Report, as a bare number, how many lines of the material below contain the word "page".

**DATASET SECTION:**
........

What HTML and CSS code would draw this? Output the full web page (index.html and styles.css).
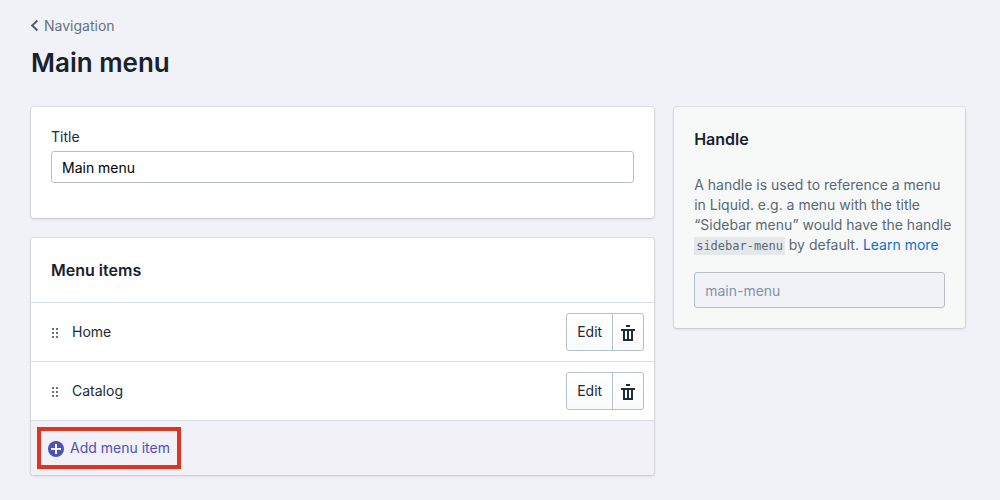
FILE: index.html
```
<!DOCTYPE html>
<html lang="en">
<head>
    <meta charset="UTF-8">
    <meta name="viewport" content="width=device-width, initial-scale=1.0">
    <title>Main menu</title>
    <link rel="stylesheet" href="styles.css">
</head>
<body>
    <header class="page-header">
        <a class="breadcrumb" href="#">
            <svg width="8" height="14" viewBox="0 0 8 14" fill="none" stroke="currentColor" stroke-width="2"><path d="M6.4 1.6 1.2 6.5 6.4 11.4"/></svg>
            Navigation
        </a>
        <h1>Main menu</h1>
    </header>

    <main class="layout">
        <div class="primary">
            <section class="card title-card">
                <label for="title">Title</label>
                <input id="title" class="text-field" type="text" value="Main menu">
            </section>

            <section class="card">
                <h2 class="items-heading">Menu items</h2>
                <ul class="items">
                    <li class="item">
                        <svg class="drag" width="6" height="12" viewBox="0 -2 6 12" fill="currentColor"><path d="M0 0h2v2H0zM4 0h2v2H4zM0 4h2v2H0zM4 4h2v2H4zM0 8h2v2H0zM4 8h2v2H4z"/></svg>
                        <span class="item-name">Home</span>
                        <div class="button-group">
                            <button type="button">Edit</button>
                            <button type="button" class="delete" aria-label="Delete Home">
                                <svg width="14" height="18" viewBox="0 -2 14 18" fill="none" stroke="currentColor" stroke-width="2"><path d="M5 1h4M0 5h14M3 5v10h8V5M7 5v10"/></svg>
                            </button>
                        </div>
                    </li>
                    <li class="item">
                        <svg class="drag" width="6" height="12" viewBox="0 -2 6 12" fill="currentColor"><path d="M0 0h2v2H0zM4 0h2v2H4zM0 4h2v2H0zM4 4h2v2H4zM0 8h2v2H0zM4 8h2v2H4z"/></svg>
                        <span class="item-name">Catalog</span>
                        <div class="button-group">
                            <button type="button">Edit</button>
                            <button type="button" class="delete" aria-label="Delete Catalog">
                                <svg width="14" height="18" viewBox="0 -2 14 18" fill="none" stroke="currentColor" stroke-width="2"><path d="M5 1h4M0 5h14M3 5v10h8V5M7 5v10"/></svg>
                            </button>
                        </div>
                    </li>
                </ul>
                <div class="items-footer">
                    <button type="button" class="add-item">
                        <svg width="16" height="18" viewBox="0 -2 16 18"><circle cx="8" cy="8" r="8" fill="currentColor"/><path d="M8 3v10M3 8h10" stroke="#fff" stroke-width="2"/></svg>
                        Add menu item
                    </button>
                </div>
            </section>
        </div>

        <aside class="card handle-card">
            <h2><label for="handle">Handle</label></h2>
            <p>A handle is used to reference a menu in Liquid. e.g. a menu with the title “Sidebar menu” would have the handle <code>sidebar-menu</code> by default. <a href="#">Learn more</a></p>
            <input id="handle" class="text-field" type="text" value="main-menu" disabled>
        </aside>
    </main>
</body>
</html>
```
FILE: styles.css
```
* {
    box-sizing: border-box;
}

body {
    margin: 0;
    padding: 16px 35px 24px 31px;
    background: #f1f2f7;
    color: #212b36;
    font-family: Inter, sans-serif;
    font-size: 14px;
    line-height: 20px;
}

h1,
h2,
p,
ul {
    margin: 0;
    padding: 0;
}

h1 {
    margin-top: 9px;
    color: #19212a;
    font-size: 26px;
    font-weight: 600;
    line-height: 36px;
}

h2 {
    color: #19212a;
    font-size: 16px;
    font-weight: 600;
    line-height: 24px;
}

svg {
    display: block;
    flex: none;
}

button,
input {
    font: inherit;
}

.page-header {
    margin-bottom: 26px;
}

.breadcrumb {
    display: flex;
    align-items: center;
    gap: 5px;
    width: max-content;
    color: #637381;
    text-decoration: none;
}

.breadcrumb svg {
    color: #4f5f6e;
}

.layout {
    display: grid;
    grid-template-columns: 15fr 7fr;
    gap: 20px;
    align-items: start;
}

.primary {
    display: grid;
    gap: 20px;
}

.card {
    overflow: hidden;
    background: #fff;
    border-radius: 3px;
    box-shadow: 0 0 0 1px rgba(63, 63, 68, 0.08), 0 1px 3px rgba(63, 63, 68, 0.2);
}

.title-card {
    padding: 20px 20px 35px;
}

.title-card label {
    display: block;
    margin-bottom: 4px;
}

.text-field {
    display: block;
    width: 100%;
    height: 32px;
    padding: 0 10px;
    border: 1px solid #b4bfcc;
    border-radius: 3px;
    background: #fff;
    color: #000;
}

.text-field:disabled {
    height: 36px;
    background: #f1f2f7;
    color: #8593a1;
}

/* Menu items */
.items-heading {
    padding: 20px;
}

.items {
    list-style: none;
}

.item {
    display: flex;
    align-items: center;
    padding: 10px 10px 10px 21px;
    border-top: 1px solid #d8dce3;
}

.drag {
    margin-right: 14px;
    color: #637381;
}

.item-name {
    flex: 1;
}

.button-group {
    display: flex;
}

.button-group button {
    display: flex;
    align-items: center;
    justify-content: center;
    height: 38px;
    width: 47px;
    padding: 0;
    border: 1px solid #b4c0cc;
    border-radius: 3px 0 0 3px;
    background: linear-gradient(#fff, #f9fafb);
    color: #212b36;
    cursor: pointer;
}

.button-group .delete {
    width: 32px;
    margin-left: -1px;
    border-radius: 0 3px 3px 0;
}

.items-footer {
    padding: 6px;
    border-top: 1px solid #d8dce3;
    background: #f1f1f7;
}

.add-item {
    display: flex;
    align-items: center;
    gap: 6px;
    height: 42px;
    padding: 0 7px;
    border: 4px solid #dc3526;
    background: transparent;
    color: #4b52b8;
    cursor: pointer;
}

/* Handle sidebar */
.handle-card {
    padding: 20px;
    background: #f7f9f9;
}

.handle-card p {
    margin: 24px -8px 17px 0;
    color: #5a6875;
}

.handle-card code {
    padding: 2px;
    background: #e4e8eb;
    font-family: "DejaVu Sans Mono", monospace;
    font-size: 12px;
    line-height: 16px;
}

.handle-card a {
    color: #1070ca;
    text-decoration: none;
}
```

........

**RESPONSE:** 3